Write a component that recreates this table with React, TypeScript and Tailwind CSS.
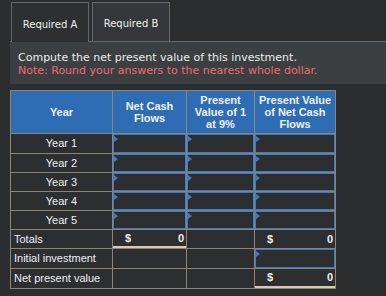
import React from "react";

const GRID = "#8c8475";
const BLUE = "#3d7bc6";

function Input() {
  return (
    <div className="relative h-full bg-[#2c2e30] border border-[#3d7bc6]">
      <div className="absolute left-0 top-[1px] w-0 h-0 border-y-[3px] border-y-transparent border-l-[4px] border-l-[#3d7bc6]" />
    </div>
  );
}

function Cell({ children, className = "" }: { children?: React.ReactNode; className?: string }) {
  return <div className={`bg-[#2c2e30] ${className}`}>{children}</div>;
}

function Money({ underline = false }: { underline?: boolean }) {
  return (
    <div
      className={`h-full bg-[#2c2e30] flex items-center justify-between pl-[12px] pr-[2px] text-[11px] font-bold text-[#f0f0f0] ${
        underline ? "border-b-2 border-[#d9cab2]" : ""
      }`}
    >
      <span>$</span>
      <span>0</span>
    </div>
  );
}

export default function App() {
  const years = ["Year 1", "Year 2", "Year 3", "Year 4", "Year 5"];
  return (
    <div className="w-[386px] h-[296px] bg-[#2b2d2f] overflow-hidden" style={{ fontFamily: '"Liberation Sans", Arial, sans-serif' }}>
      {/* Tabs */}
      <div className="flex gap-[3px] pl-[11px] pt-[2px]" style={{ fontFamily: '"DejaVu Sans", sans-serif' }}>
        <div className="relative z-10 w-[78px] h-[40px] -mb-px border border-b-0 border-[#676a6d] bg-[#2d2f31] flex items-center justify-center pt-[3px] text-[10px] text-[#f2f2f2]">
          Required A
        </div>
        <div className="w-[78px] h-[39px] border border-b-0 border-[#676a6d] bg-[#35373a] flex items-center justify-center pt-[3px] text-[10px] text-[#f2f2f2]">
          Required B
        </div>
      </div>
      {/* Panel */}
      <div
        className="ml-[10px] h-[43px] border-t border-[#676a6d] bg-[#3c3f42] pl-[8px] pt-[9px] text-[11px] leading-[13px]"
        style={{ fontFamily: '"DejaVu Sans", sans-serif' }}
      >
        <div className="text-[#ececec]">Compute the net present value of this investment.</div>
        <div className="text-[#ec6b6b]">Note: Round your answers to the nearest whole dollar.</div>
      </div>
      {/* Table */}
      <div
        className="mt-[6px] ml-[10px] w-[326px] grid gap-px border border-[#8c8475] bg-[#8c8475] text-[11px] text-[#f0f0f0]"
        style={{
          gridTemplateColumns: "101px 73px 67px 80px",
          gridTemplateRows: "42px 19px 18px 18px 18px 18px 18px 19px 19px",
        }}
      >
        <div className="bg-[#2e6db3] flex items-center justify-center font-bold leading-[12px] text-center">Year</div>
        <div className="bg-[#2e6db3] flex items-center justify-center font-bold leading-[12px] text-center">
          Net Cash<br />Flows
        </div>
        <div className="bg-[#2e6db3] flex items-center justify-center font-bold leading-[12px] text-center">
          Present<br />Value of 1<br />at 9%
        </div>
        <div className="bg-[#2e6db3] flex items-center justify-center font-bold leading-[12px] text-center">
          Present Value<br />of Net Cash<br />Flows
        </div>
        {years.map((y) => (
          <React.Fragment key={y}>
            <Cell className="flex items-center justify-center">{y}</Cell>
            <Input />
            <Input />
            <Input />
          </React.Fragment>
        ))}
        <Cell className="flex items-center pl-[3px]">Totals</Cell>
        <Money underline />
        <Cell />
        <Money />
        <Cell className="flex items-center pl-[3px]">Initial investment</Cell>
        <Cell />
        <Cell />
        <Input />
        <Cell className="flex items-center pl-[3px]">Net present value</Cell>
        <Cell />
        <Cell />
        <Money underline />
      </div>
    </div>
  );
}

→ Challenge
Look for lines containing the string "this" and copy them all.

→ Exercise result
Write a component that recreates this table with React, TypeScript and Tailwind CSS.
        <div className="text-[#ececec]">Compute the net present value of this investment.</div>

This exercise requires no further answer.